Anyone else bored with Quilt Magazines
#261
Linda, I would say you touched a nerve here with so many pages in just a few days with your question.
Funny to find that other quilters think similarly to me... same old same old... gets tiring after a while. I haven't done the Barnes and Noble coffee mag browsing but that sounds wonderful in so many ways. Especially in the pocket book. We can use those extra $$ saved for the extra expense of rising fabric prices.
:shock: :shock:
Funny to find that other quilters think similarly to me... same old same old... gets tiring after a while. I haven't done the Barnes and Noble coffee mag browsing but that sounds wonderful in so many ways. Especially in the pocket book. We can use those extra $$ saved for the extra expense of rising fabric prices.
:shock: :shock:
#263
Junior Member
Join Date: Jan 2010
Posts: 141
I've let mine lapse. I decided it was better to look at the newsstand and buy a single copy of a magazine thaat has something tha I like than have a subscription. That way I get only what I want, instead of whole issues of items I don't want to make.
#265
Senior Member
Join Date: Apr 2010
Location: Bloomington IN
Posts: 864
I was sew glad to see this ! I went to the library and looked at a couple magazines nothing in them struck me enough to buy one. I thought maybe I was being frugal but I see everyon is at the same burnout.
#267
Senior Member
Join Date: Nov 2010
Location: Wadesboro, NC
Posts: 758
I stopped most of my subscriptions.
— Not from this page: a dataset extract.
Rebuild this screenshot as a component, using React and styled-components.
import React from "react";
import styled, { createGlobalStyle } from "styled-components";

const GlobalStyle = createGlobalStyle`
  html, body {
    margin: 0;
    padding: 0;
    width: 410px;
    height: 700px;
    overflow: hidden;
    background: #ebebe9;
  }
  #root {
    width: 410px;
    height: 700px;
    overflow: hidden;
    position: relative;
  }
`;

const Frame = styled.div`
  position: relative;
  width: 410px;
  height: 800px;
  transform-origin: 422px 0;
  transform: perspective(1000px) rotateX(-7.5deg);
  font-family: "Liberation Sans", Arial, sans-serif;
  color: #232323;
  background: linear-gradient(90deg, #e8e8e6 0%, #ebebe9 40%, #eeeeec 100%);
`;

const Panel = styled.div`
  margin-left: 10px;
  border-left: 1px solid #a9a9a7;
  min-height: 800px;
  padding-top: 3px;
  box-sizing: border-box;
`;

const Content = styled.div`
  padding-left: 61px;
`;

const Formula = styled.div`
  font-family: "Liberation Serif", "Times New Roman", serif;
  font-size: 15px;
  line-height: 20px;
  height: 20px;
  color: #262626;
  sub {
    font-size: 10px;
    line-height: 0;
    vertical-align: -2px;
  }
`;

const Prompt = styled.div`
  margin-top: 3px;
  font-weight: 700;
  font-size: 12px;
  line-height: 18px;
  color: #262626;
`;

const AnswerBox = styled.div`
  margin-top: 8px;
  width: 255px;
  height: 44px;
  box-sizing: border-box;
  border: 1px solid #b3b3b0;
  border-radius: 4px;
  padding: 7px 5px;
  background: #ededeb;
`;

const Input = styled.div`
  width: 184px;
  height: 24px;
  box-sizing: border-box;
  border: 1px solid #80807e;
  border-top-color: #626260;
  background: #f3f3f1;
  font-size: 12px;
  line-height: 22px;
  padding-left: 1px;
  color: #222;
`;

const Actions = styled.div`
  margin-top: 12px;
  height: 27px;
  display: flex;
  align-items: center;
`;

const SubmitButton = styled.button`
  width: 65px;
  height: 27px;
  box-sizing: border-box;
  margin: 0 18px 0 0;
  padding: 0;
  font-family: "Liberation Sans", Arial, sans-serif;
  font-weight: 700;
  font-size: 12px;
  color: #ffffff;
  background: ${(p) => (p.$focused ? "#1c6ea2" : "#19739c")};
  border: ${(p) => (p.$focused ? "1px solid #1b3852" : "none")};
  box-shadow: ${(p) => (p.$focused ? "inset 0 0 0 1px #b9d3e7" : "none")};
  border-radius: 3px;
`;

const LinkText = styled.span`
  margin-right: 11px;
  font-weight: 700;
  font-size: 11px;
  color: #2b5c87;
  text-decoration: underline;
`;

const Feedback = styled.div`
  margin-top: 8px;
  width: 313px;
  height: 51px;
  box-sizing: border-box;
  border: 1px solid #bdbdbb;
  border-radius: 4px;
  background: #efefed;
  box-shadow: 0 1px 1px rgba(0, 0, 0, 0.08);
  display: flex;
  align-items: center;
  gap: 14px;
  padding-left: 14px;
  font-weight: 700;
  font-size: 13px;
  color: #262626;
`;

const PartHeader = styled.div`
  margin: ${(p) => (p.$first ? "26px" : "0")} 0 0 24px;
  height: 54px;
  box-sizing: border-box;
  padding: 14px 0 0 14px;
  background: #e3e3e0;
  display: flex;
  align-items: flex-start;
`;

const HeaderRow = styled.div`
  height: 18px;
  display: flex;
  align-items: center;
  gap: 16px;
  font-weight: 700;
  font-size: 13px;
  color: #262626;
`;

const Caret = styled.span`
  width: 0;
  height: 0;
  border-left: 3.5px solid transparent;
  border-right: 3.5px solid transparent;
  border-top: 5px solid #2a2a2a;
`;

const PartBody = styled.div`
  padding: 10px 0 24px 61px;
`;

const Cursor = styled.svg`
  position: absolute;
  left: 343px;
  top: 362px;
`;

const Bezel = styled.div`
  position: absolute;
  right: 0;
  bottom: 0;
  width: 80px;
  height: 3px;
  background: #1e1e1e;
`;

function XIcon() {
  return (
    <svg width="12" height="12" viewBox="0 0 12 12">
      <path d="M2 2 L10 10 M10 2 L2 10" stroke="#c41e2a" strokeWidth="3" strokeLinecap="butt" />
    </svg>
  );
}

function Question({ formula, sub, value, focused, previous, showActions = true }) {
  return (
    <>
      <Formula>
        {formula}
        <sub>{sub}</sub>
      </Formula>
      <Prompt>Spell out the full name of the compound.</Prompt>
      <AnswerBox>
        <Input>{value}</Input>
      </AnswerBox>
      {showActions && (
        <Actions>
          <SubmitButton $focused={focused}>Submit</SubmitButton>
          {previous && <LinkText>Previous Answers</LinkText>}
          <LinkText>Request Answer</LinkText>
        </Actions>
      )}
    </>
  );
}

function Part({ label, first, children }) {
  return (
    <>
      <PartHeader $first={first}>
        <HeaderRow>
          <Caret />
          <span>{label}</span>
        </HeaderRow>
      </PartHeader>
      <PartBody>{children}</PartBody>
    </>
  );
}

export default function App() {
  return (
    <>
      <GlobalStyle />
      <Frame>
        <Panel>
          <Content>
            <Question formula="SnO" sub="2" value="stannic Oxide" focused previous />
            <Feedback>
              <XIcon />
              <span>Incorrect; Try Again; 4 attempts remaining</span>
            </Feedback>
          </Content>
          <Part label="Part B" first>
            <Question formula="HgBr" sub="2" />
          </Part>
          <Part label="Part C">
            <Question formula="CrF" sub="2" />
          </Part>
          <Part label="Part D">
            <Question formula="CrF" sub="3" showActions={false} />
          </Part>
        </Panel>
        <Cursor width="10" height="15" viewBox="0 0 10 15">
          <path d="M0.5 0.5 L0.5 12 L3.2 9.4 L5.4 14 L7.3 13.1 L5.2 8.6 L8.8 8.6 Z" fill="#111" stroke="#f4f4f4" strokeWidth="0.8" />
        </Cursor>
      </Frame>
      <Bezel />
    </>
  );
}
I still get Fons and Porter's Love of Quilting, but my mom pays for that one. I don't know if she renewed it this year or not. I enjoy looking at it, but I rarely make anything from it. I do get McCall's, American Quilter and Quilter's Home. I am really rethinking what I can afford in subscriptions. I'd rather have the money to actually do a project than just look at some pretty pictures.
#268
Senior Member
Join Date: Nov 2010
Posts: 897
I no longer buy magazines. They containe way too much advertizing and not enough patterns and sewing advise. They are hard to store. I now save my money for good quality books that are filled with techniques to make new blocks or simplify old blocks I have admired for years but have been too intimidated to make.
#269
Super Member
Join Date: Nov 2009
Posts: 2,061
I have several reasons for not renewing my quilt magazines. I hate all the pages of advertising, the loose postcards that fall out of the magazines everywhere, and the price we have to pay for them. If they have that much advertising I would think the subscription price could drop. Also some of them don't put the expiration date on the address label and you keep renewing because they keep sending letters saying your subscription is about to expire. They are right, my subscriptions are about to expire and I won't renew.
#270
I was reviewing an OLD quilting magazine this morning while waiting in a repair shop and this 1984 magazine was most interesting. I don't suppose anyone KNOWS how to make SUN PRINTS or knows how they printed photos on the quilts back in '84?